PROBLEM TO SOLVE >>
Note each line where "React" appears, and copy it.

Entries with page source code:
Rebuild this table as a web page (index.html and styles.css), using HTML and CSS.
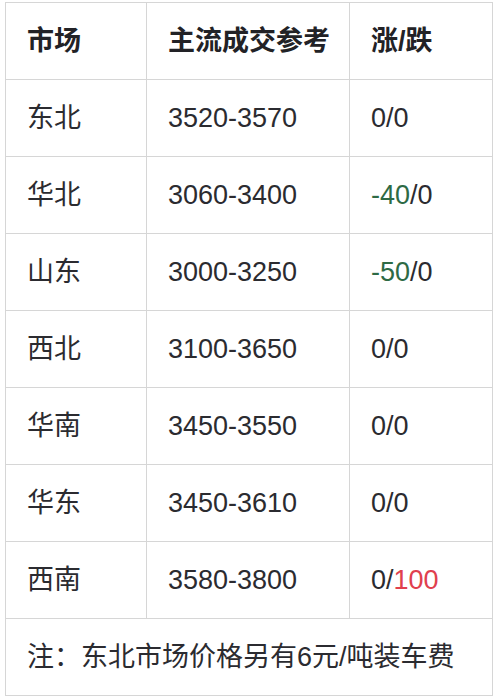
FILE: index.html
```html
<!DOCTYPE html>
<html lang="zh">
<head>
<meta charset="utf-8">
<link rel="stylesheet" href="styles.css">
</head>
<body>
<table class="price-table">
  <colgroup>
    <col class="c1"><col class="c2"><col class="c3">
  </colgroup>
  <thead>
    <tr><th>市场</th><th>主流成交参考</th><th>涨/跌</th></tr>
  </thead>
  <tbody>
    <tr><td>东北</td><td>3520-3570</td><td>0/0</td></tr>
    <tr><td>华北</td><td>3060-3400</td><td><span class="down">-40</span>/0</td></tr>
    <tr><td>山东</td><td>3000-3250</td><td><span class="down">-50</span>/0</td></tr>
    <tr><td>西北</td><td>3100-3650</td><td>0/0</td></tr>
    <tr><td>华南</td><td>3450-3550</td><td>0/0</td></tr>
    <tr><td>华东</td><td>3450-3610</td><td>0/0</td></tr>
    <tr><td>西南</td><td>3580-3800</td><td>0/<span class="up">100</span></td></tr>
    <tr><td colspan="3" class="note">注：东北市场价格另有6元/吨装车费</td></tr>
  </tbody>
</table>
</body>
</html>
```
FILE: styles.css
```css
html, body {
  margin: 0;
  padding: 0;
  background: #ffffff;
}
body {
  padding: 2px 0 0 5px;
  font-family: "Liberation Sans", "Noto Sans CJK SC", sans-serif;
  color: #2b2b30;
}
.price-table {
  border-collapse: collapse;
  width: 487px;
  table-layout: fixed;
  font-size: 27px;
}
.c1 { width: 141px; }
.c2 { width: 203px; }
.c3 { width: 143px; }
.price-table th,
.price-table td {
  border: 1px solid #d6d6d6;
  height: 77px;
  padding: 0 0 0 21px;
  text-align: left;
  vertical-align: middle;
  box-sizing: border-box;
  line-height: 1;
}
.price-table th {
  font-weight: bold;
  color: #222226;
}
.price-table td.note {
  padding-left: 21px;
}
.down { color: #2e6a45; }
.up { color: #e0404e; }
```
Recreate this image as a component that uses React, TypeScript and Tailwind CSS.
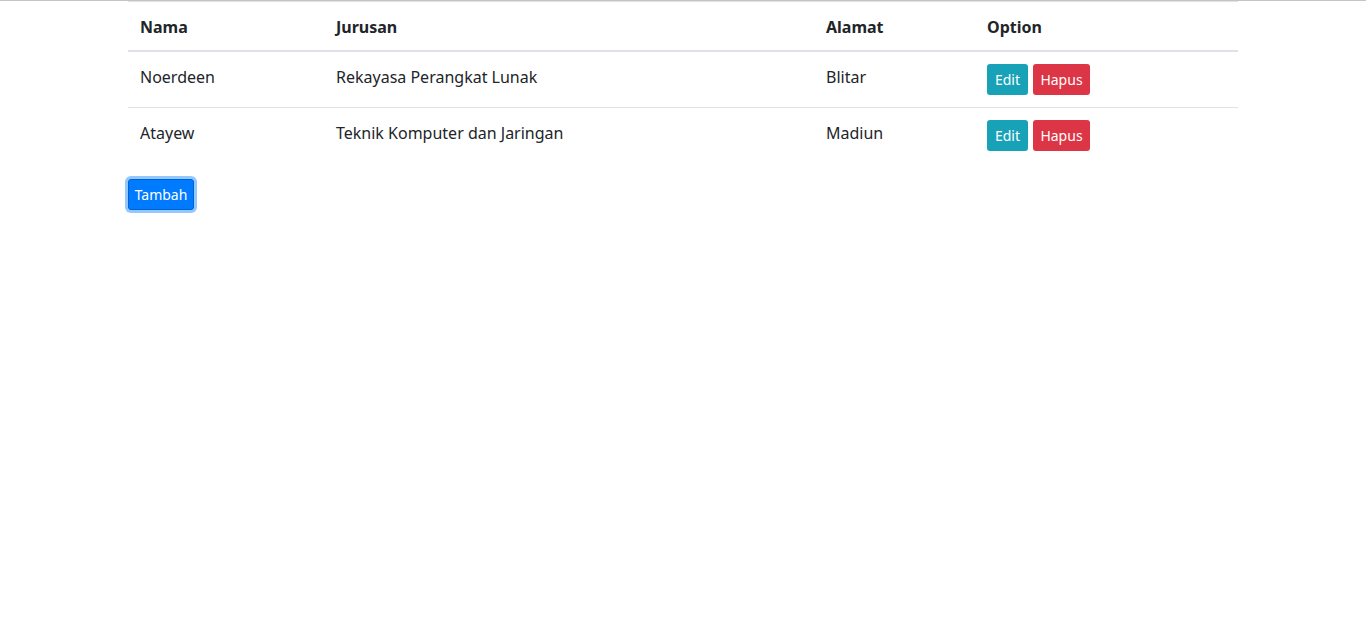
const rows = [
  { nama: 'Noerdeen', jurusan: 'Rekayasa Perangkat Lunak', alamat: 'Blitar' },
  { nama: 'Atayew', jurusan: 'Teknik Komputer dan Jaringan', alamat: 'Madiun' },
];

export default function App() {
  return (
    <div className="min-h-screen bg-white text-[#212529] text-[16px] leading-[1.5] font-['Segoe_UI','Noto_Sans',sans-serif]">
      <div className="h-px bg-[#c4c4c4]" />
      <div className="w-[1140px] mx-auto px-[15px]">
        <table className="w-[1110px] table-fixed border-collapse mb-4 border-t border-[#dee2e6]">
          <thead>
            <tr className="border-b-2 border-[#dee2e6]">
              <th className="w-[196px] px-3 pt-[13px] pb-[11px] text-left font-bold">Nama</th>
              <th className="w-[490px] px-3 pt-[13px] pb-[11px] text-left font-bold">Jurusan</th>
              <th className="w-[161px] px-3 pt-[13px] pb-[11px] text-left font-bold">Alamat</th>
              <th className="w-[263px] px-3 pt-[13px] pb-[11px] text-left font-bold">Option</th>
            </tr>
          </thead>
          <tbody>
            {rows.map((r, i) => (
              <tr key={r.nama} className={i === 0 ? 'border-b border-[#dee2e6]' : ''}>
                <td className="px-3 pt-[13px] pb-3 align-top">{r.nama}</td>
                <td className="px-3 pt-[13px] pb-3 align-top">{r.jurusan}</td>
                <td className="px-3 pt-[13px] pb-3 align-top">{r.alamat}</td>
                <td className="px-3 py-3 align-top">
                  <div className="flex gap-[5px]">
                    <button className="h-[31px] w-[41px] text-[14px] text-white bg-[#17a2b8] rounded-[3px]">Edit</button>
                    <button className="h-[31px] w-[57px] text-[14px] text-white bg-[#dc3545] rounded-[3px]">Hapus</button>
                  </div>
                </td>
              </tr>
            ))}
          </tbody>
        </table>
        <button className="h-[31px] w-[66px] text-[14px] text-white bg-[#007bff] rounded-[3px] border border-[#0062cc] shadow-[0_0_0_3px_rgba(38,143,255,0.5)]">
          Tambah
        </button>
      </div>
    </div>
  );
}
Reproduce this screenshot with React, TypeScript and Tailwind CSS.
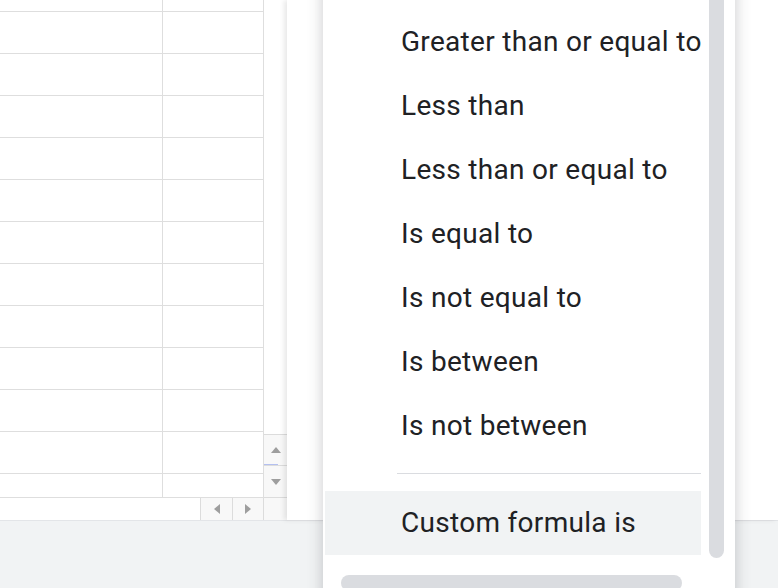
const items = [
  "Greater than or equal to",
  "Less than",
  "Less than or equal to",
  "Is equal to",
  "Is not equal to",
  "Is between",
  "Is not between",
];

const Tri = ({ dir }: { dir: "up" | "down" | "left" | "right" }) => {
  const pts = {
    up: "0,6 5,0 10,6",
    down: "0,0 10,0 5,6",
    left: "6,0 6,10 0,5",
    right: "0,0 0,10 6,5",
  }[dir];
  const vertical = dir === "up" || dir === "down";
  return (
    <svg width={vertical ? 10 : 6} height={vertical ? 6 : 10} viewBox={vertical ? "0 0 10 6" : "0 0 6 10"}>
      <polygon points={pts} fill="#9e9e9e" />
    </svg>
  );
};

const Grid = () => {
  const rows = [12, ...Array(11).fill(42), 24];
  return (
    <div className="flex flex-col w-[264px] shrink-0">
      {rows.map((h, i) => (
        <div key={i} className="flex border-b border-[#dedede]" style={{ height: h }}>
          <div className="w-[163px] border-r border-[#dedede]" />
          <div className="w-[101px] border-r border-[#dedede]" />
        </div>
      ))}
      {/* horizontal scroll */}
      <div className="flex h-[22px]">
        <div className="w-[200px] bg-white" />
        <div className="w-[32px] border-l border-[#dcdcdc] bg-[#f8f8f8] flex items-center justify-center">
          <Tri dir="left" />
        </div>
        <div className="w-[32px] border-l border-r border-[#dcdcdc] bg-[#f8f8f8] flex items-center justify-center">
          <Tri dir="right" />
        </div>
      </div>
    </div>
  );
};

const VScroll = () => (
  <div className="flex flex-col w-[23px] shrink-0">
    <div className="h-[434px] bg-white" />
    <div className="relative h-[31px] border-t border-[#dcdcdc] bg-[#f8f8f8] flex items-center justify-center">
      <Tri dir="up" />
      <div className="absolute left-0 bottom-0 w-[14px] h-px bg-[#b4c0f0]" />
    </div>
    <div className="h-[32px] border-t border-[#dcdcdc] bg-[#f8f8f8] flex items-center justify-center">
      <Tri dir="down" />
    </div>
    <div className="h-[23px] border-t border-[#dcdcdc] bg-[#f8f8f8]" />
  </div>
);

const Menu = () => (
  <div className="absolute z-20 left-[323px] top-[-20px] w-[412px] h-[640px] bg-white shadow-[0_2px_14px_rgba(60,64,67,0.28)] flex flex-col">
    <div className="flex">
      <div className="ml-[2px] w-[376px] shrink-0 pt-[30px]">
        {items.map((t) => (
          <div key={t} className="h-[64px] pl-[76px] flex items-center whitespace-nowrap text-[28px] tracking-[0.3px] text-[#202124]">
            {t}
          </div>
        ))}
        <div className="mt-[15px] ml-[72px] h-px bg-[#dadce0]" />
        <div className="mt-[17px] h-[64px] pl-[76px] flex items-center whitespace-nowrap bg-[#f1f3f4] text-[28px] tracking-[0.3px] text-[#202124]">
          Custom formula is
        </div>
      </div>
      <div className="ml-[8px] w-[15px] shrink-0 h-[578px] rounded-b-full bg-[#dadce0]" />
    </div>
    <div className="mt-[17px] ml-[18px] w-[341px] h-[16px] rounded-full bg-[#dadce0]" />
  </div>
);

export default function App() {
  return (
    <div className="relative w-[778px] h-[588px] overflow-hidden bg-white font-['Roboto',sans-serif]">
      <div className="flex h-[520px]">
        <Grid />
        <VScroll />
        <div className="relative z-10 flex-1 bg-white shadow-[-3px_0_5px_rgba(0,0,0,0.09)]" />
      </div>
      <div className="h-[68px] bg-[#f1f3f4] border-t border-[#e3e5e8]" />
      <Menu />
    </div>
  );
}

EXPECTED ANSWER >>
Recreate this image as a component that uses React, TypeScript and Tailwind CSS.
Reproduce this screenshot with React, TypeScript and Tailwind CSS.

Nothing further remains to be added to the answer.